** Begin Stored rows **

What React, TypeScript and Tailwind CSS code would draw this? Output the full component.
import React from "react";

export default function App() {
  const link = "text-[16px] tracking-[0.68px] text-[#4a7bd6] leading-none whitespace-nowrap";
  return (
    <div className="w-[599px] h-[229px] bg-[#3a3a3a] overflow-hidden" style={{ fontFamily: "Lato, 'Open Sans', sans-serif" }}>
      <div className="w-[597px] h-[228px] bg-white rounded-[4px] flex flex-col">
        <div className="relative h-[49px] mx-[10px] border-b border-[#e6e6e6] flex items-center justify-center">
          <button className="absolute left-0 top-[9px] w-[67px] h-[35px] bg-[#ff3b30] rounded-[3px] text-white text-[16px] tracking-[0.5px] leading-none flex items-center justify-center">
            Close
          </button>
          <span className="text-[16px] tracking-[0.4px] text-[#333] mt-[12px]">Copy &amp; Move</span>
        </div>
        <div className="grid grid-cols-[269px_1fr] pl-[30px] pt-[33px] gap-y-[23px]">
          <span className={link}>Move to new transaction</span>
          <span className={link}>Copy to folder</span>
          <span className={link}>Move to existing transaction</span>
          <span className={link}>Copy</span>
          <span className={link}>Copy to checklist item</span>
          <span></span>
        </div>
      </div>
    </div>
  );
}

** End Stored rows **
** Begin Stored rows **

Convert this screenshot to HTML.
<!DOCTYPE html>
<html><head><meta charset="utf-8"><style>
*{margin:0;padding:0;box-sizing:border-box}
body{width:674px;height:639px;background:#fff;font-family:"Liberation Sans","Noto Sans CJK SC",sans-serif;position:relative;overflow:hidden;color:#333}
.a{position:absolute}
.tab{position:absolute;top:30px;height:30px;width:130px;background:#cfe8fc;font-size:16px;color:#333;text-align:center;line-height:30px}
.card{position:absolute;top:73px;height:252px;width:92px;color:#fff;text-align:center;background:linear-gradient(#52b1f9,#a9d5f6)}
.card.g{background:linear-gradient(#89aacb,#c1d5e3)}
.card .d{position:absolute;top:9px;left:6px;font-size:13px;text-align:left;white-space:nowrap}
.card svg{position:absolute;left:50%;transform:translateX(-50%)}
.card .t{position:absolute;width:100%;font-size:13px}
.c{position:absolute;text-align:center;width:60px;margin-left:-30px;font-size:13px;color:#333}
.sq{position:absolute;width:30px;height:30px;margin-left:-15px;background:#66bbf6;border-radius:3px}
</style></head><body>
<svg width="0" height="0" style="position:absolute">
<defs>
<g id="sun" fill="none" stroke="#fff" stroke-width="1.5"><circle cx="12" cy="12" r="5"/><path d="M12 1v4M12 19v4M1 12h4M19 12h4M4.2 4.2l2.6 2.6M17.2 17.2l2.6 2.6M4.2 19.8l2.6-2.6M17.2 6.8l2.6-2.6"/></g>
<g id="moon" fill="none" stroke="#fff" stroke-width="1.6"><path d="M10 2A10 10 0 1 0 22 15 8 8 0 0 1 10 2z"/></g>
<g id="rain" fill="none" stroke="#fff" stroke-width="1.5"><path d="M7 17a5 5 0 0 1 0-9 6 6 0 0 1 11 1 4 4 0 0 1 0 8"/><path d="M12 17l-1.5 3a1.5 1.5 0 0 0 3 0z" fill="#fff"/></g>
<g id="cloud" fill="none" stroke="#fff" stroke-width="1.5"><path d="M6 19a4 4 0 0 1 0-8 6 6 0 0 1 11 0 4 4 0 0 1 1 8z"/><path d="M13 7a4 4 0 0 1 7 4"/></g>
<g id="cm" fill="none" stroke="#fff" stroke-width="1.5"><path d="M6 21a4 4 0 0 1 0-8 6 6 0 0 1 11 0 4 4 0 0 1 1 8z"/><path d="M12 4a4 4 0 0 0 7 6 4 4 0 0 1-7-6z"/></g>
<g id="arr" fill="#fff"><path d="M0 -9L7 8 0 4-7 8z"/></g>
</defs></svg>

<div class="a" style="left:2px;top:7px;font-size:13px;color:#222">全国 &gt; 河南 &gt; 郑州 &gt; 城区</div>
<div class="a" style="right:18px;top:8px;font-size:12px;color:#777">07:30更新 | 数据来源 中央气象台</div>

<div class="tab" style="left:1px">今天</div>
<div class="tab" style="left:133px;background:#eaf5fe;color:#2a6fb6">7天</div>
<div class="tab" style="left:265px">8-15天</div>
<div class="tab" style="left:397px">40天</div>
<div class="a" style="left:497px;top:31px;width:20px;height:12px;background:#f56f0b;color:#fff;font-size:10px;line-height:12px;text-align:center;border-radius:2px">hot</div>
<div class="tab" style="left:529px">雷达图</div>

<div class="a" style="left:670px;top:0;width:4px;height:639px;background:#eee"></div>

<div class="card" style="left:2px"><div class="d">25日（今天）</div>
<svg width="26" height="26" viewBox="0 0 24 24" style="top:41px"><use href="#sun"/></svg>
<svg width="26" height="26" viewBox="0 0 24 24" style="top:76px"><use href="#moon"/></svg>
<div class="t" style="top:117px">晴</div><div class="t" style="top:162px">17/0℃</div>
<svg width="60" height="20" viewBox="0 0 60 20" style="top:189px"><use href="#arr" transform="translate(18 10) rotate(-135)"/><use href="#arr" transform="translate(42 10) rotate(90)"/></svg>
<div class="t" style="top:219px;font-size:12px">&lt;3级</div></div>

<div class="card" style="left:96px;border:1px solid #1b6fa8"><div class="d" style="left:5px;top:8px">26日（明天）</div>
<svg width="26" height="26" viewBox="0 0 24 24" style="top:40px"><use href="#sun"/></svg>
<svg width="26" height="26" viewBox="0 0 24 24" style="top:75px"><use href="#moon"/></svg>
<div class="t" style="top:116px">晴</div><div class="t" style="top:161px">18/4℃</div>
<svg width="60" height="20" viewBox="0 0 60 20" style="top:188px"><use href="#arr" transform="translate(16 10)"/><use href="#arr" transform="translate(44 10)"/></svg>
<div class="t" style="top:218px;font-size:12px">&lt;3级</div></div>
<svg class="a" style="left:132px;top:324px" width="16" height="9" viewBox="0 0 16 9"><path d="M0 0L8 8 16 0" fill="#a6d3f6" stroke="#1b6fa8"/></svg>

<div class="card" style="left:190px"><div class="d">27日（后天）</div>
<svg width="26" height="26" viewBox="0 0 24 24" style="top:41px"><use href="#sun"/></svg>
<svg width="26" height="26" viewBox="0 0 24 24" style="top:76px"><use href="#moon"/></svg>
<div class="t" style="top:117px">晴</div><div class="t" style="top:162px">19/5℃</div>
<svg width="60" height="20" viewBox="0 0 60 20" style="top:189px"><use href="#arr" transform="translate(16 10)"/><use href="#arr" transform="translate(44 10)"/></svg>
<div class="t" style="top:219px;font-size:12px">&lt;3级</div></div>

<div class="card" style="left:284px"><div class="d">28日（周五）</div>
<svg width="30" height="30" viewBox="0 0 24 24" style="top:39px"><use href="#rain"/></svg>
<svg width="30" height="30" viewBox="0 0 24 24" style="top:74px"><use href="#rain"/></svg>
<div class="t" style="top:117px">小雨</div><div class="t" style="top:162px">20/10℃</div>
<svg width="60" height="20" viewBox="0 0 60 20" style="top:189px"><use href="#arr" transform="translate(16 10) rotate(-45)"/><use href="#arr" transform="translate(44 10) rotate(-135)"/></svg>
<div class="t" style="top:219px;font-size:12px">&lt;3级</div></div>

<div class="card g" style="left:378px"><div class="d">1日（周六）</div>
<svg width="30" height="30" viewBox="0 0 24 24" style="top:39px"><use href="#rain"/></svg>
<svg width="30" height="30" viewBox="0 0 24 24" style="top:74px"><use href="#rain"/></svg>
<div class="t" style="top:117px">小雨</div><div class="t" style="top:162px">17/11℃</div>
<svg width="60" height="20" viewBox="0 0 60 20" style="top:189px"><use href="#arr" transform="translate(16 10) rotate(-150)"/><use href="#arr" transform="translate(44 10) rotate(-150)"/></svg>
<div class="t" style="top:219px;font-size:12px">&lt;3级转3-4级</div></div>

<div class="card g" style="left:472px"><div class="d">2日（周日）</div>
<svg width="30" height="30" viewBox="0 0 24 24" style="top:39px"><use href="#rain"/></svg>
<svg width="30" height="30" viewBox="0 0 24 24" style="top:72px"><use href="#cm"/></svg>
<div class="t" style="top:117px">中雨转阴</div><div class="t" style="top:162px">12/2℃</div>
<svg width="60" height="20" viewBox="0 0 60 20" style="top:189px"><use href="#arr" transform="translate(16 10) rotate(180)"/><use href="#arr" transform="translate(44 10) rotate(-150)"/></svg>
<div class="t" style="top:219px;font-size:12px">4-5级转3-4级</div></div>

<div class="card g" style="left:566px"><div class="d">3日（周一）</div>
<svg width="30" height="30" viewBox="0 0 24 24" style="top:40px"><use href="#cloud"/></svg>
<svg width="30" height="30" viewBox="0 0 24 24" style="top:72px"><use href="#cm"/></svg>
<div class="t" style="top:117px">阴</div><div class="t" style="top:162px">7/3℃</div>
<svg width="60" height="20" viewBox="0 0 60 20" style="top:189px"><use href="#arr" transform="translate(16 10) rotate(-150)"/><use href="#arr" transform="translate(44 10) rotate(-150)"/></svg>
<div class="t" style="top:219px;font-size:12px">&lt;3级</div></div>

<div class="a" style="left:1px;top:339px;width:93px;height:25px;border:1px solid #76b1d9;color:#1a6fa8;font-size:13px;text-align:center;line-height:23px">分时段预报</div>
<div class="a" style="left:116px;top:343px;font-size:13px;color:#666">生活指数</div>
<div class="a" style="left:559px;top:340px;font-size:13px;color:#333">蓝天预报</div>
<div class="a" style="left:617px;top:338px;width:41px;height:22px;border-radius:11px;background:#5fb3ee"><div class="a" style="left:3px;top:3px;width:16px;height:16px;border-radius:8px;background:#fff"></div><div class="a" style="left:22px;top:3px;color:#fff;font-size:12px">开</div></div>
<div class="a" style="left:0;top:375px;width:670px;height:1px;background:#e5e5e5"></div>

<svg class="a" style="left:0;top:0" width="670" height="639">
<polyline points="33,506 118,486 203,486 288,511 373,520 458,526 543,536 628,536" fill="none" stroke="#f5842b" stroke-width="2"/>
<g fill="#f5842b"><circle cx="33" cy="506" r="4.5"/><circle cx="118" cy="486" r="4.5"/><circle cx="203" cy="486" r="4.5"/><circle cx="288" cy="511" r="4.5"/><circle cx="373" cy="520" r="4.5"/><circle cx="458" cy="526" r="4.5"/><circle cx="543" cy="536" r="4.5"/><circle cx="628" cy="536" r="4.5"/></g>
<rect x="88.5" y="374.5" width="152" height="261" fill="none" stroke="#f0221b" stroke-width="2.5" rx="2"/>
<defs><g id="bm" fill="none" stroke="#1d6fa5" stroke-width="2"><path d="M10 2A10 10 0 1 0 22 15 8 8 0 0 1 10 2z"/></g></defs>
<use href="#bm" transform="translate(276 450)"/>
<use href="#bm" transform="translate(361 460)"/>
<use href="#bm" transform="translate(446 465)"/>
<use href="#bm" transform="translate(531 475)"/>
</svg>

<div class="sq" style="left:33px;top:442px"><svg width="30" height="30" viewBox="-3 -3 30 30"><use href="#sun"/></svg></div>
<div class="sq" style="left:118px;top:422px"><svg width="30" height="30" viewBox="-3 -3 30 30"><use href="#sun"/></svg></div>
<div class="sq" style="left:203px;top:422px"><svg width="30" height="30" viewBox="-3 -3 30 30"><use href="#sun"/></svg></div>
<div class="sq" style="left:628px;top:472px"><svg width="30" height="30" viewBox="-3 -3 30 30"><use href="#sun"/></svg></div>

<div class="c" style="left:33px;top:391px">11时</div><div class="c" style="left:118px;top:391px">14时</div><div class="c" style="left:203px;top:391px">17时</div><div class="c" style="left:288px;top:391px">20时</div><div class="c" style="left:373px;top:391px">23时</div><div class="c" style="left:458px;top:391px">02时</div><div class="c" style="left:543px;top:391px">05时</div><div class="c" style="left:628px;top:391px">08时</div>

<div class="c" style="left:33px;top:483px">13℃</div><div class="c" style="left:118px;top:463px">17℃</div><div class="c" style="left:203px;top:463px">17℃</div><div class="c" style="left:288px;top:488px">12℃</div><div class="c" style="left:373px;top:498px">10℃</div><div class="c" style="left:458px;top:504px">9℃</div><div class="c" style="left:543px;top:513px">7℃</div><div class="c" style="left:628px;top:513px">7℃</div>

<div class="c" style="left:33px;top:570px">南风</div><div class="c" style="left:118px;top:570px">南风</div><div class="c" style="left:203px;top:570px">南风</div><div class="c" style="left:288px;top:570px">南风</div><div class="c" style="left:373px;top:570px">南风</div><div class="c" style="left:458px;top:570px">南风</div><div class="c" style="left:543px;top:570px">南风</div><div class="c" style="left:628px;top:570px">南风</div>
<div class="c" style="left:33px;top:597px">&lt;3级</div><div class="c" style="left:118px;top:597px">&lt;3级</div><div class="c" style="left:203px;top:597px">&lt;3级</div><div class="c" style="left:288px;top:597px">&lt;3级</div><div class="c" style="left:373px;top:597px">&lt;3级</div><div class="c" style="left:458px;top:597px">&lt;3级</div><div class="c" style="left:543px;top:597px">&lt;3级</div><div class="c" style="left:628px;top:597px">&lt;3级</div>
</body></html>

** End Stored rows **
** Begin Stored rows **

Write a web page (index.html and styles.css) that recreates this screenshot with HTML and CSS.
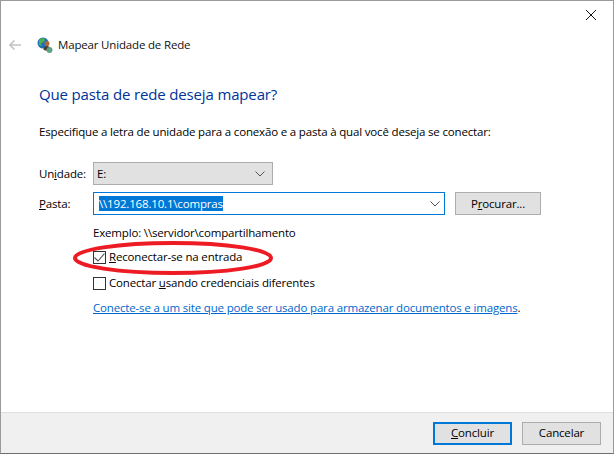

** End Stored rows **

### Task instructions
In the listing above, locate the line containing "What React, TypeScript" and the line containing "import React from". Extract those two lines and every line between them, exactly as written, and only those.

### Right answer
What React, TypeScript and Tailwind CSS code would draw this? Output the full component.
import React from "react";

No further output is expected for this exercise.